**Entries**
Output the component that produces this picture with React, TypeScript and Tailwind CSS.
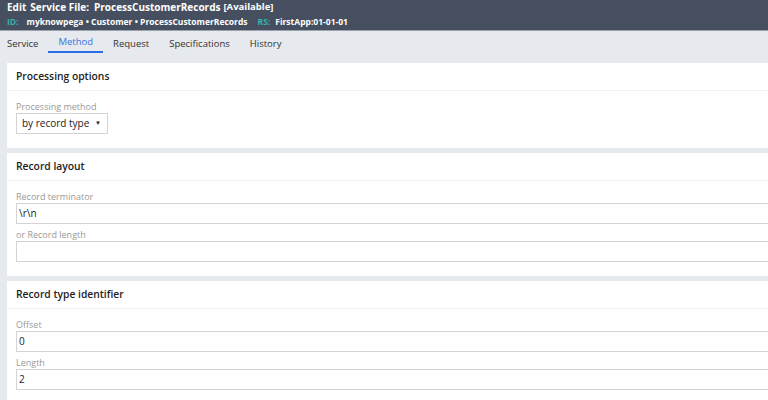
import { ReactNode } from 'react';

const tabs = ['Service', 'Method', 'Request', 'Specifications', 'History'];

function Card({ title, children }: { title: string; children: ReactNode }) {
    return (
        <div className="bg-white -mr-4">
            <div className="h-[28px] flex items-center pt-[1px] px-[9px] border-b border-[#eef0f2] text-[10.3px] font-semibold text-[#222]">
                {title}
            </div>
            <div className="px-[9px] pt-[10px] pb-[14px] flex flex-col gap-[5px]">{children}</div>
        </div>
    );
}

function Field({ label, value }: { label: string; value: string }) {
    return (
        <div>
            <div className="text-[9px] leading-[12px] text-[#9a9a9a]">{label}</div>
            <div className="h-[21px] border border-[#d4d4d4] bg-white flex items-center pl-[2px] text-[10px] text-[#222]">
                {value}
            </div>
        </div>
    );
}

export default function App() {
    return (
        <div className="w-[768px] h-[400px] overflow-hidden bg-[#e6e9ee] font-['Open_Sans',sans-serif]">
            {/* title bar */}
            <div className="h-[31px] bg-[#454f5f] px-[7px] border-b border-[#9aa3ad]">
                <div className="h-[15px] flex items-center text-[10px] font-bold text-white whitespace-pre">
                    <span>Edit</span>
                    <span className="ml-[4px]">Service File:</span>
                    <span className="ml-[5px]">ProcessCustomerRecords</span>
                    <span className="ml-[3px] text-[9.5px]">[Available]</span>
                </div>
                <div className="h-[15px] flex items-center text-[8.5px] font-bold text-white whitespace-pre">
                    <span className="text-[#35b3a7]">ID:</span>
                    <span className="ml-[8px]">myknowpega • Customer • ProcessCustomerRecords</span>
                    <span className="ml-[10px] text-[#35b3a7]">RS:</span>
                    <span className="ml-[5px]">FirstApp:01-01-01</span>
                </div>
            </div>

            {/* tabs */}
            <div className="h-[32px] flex items-start pl-[7px] gap-[20px] text-[9.5px] text-[#333]">
                {tabs.map((t) => (
                    <div
                        key={t}
                        className={`h-[22px] flex items-end pb-[2px] ${t === 'Method' ? 'text-[#3a72df] border-b-2 border-[#2b6de6] px-[10px] -mx-[10px]' : ''}`}
                    >
                        {t}
                    </div>
                ))}
            </div>

            {/* content */}
            <div className="pl-[7px] flex flex-col gap-[5px]">
                <Card title="Processing options">
                    <div>
                        <div className="text-[9px] leading-[12px] text-[#9a9a9a]">Processing method</div>
                        <div className="w-[92px] h-[21px] border border-[#d4d4d4] bg-white flex items-center justify-between pl-[5px] pr-[6px] text-[10px] text-[#222] whitespace-nowrap">
                            <span>by record type</span>
                            <span className="text-[6px]">▼</span>
                        </div>
                    </div>
                </Card>
                <Card title="Record layout">
                    <Field label="Record terminator" value="\r\n" />
                    <Field label="or Record length" value="" />
                </Card>
                <Card title="Record type identifier">
                    <Field label="Offset" value="0" />
                    <Field label="Length" value="2" />
                </Card>
            </div>
        </div>
    );
}
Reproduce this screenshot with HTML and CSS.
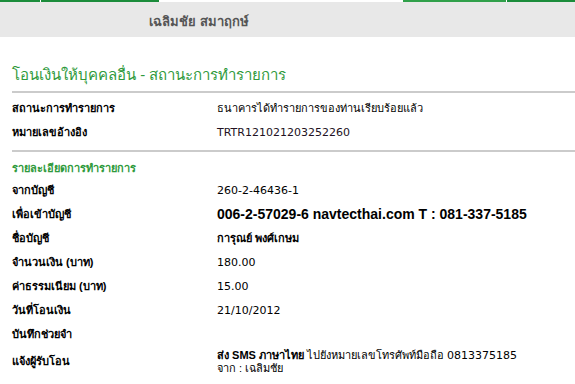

**Aim**
Which lines of the data include "with"? Copy each of them.

**Answer to the task**
Output the component that produces this picture with React, TypeScript and Tailwind CSS.
Reproduce this screenshot with HTML and CSS.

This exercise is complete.